The Shift Toward Hybrid and Electronic Lockboxes

Paper check volume in the U.S. has been declining for years, but the decline is uneven. Consumer-to-business payments have migrated to electronic channels faster than business-to-business payments, where checks remain embedded in procurement workflows and vendor relationships built over decades. For companies still receiving a substantial share of payments by check, lockbox services aren’t going away anytime soon.

What is changing is how lockbox providers process those checks. Some banks now convert checks to ACH payments at the lockbox site, which can reduce processing time and lower per-item costs compared to traditional check clearing. Others offer “electronic lockbox” or “smart lockbox” platforms that combine physical check processing with the ability to receive and consolidate electronic payments through the same data feed. The appeal is a single integration point for your accounting system regardless of how the customer paid.

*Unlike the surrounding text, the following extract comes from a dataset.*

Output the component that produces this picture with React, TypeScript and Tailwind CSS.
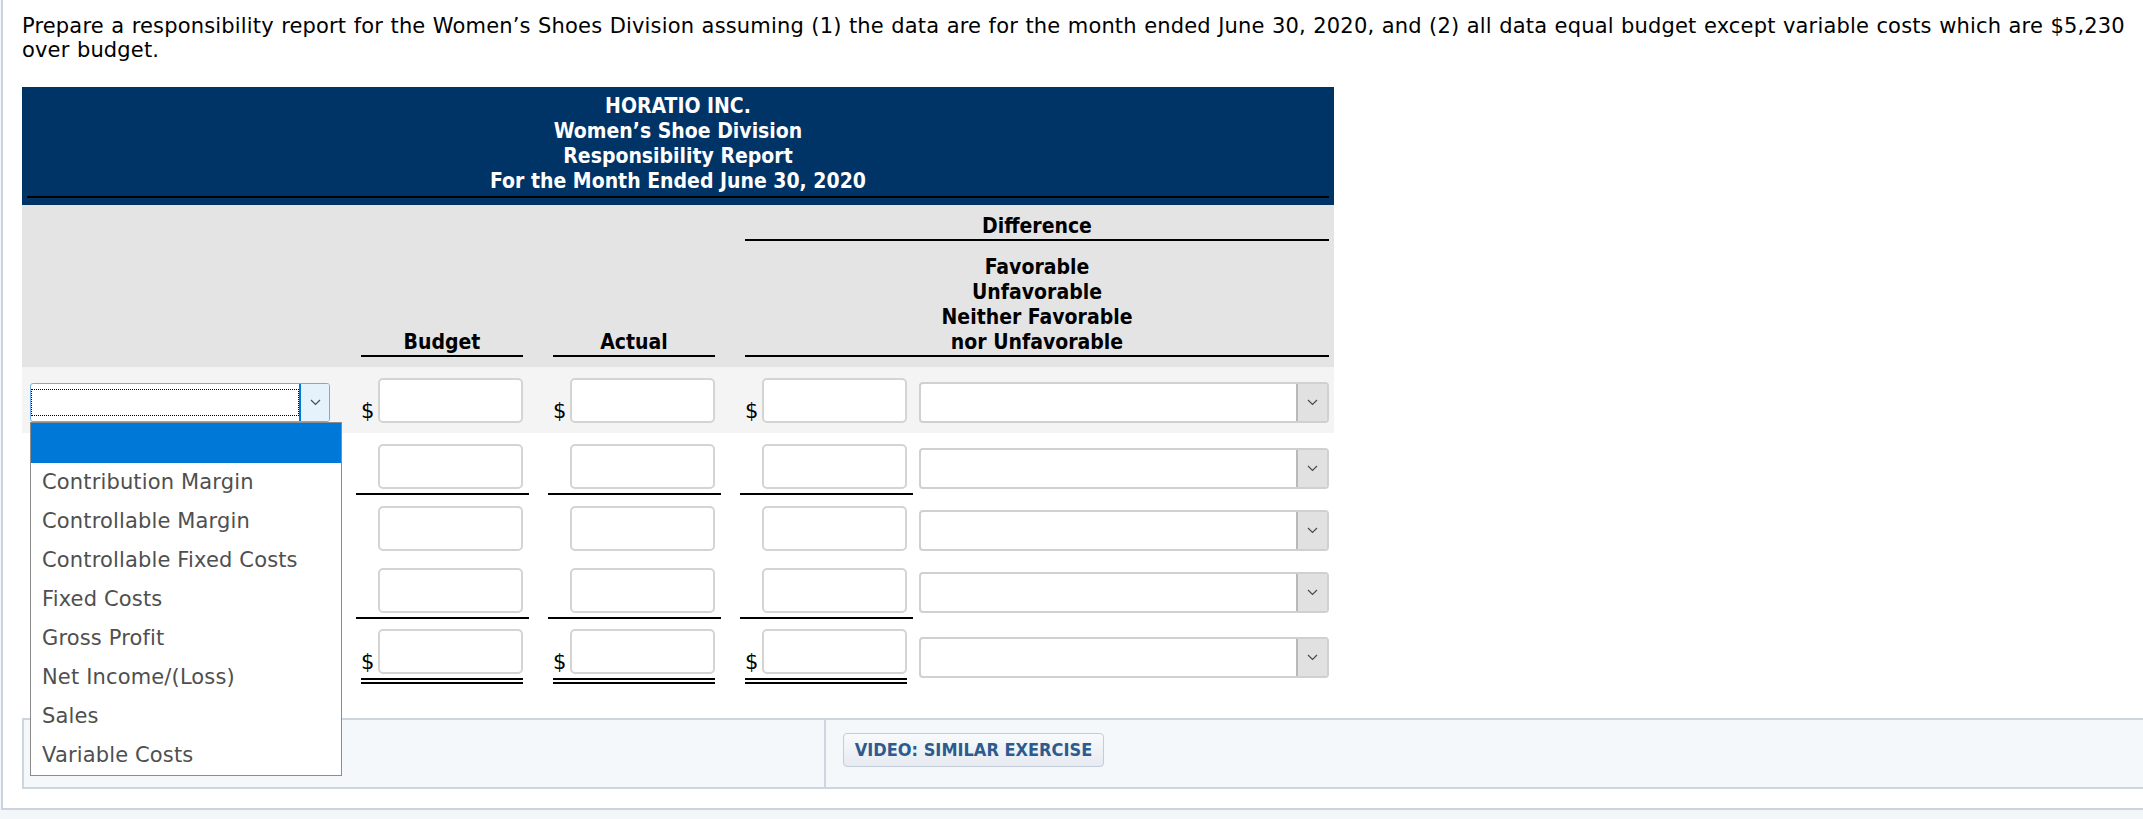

Remote deposit capture has also emerged as a lighter-weight alternative for companies whose check volume doesn’t justify a full lockbox arrangement. With remote capture, your staff scans checks on-site and transmits them electronically to the bank. It’s faster than making physical deposits but still requires internal mail handling, which a true lockbox eliminates. The right choice depends on your volume, your tolerance for internal processing, and how much you’re willing to pay for the bank to handle everything.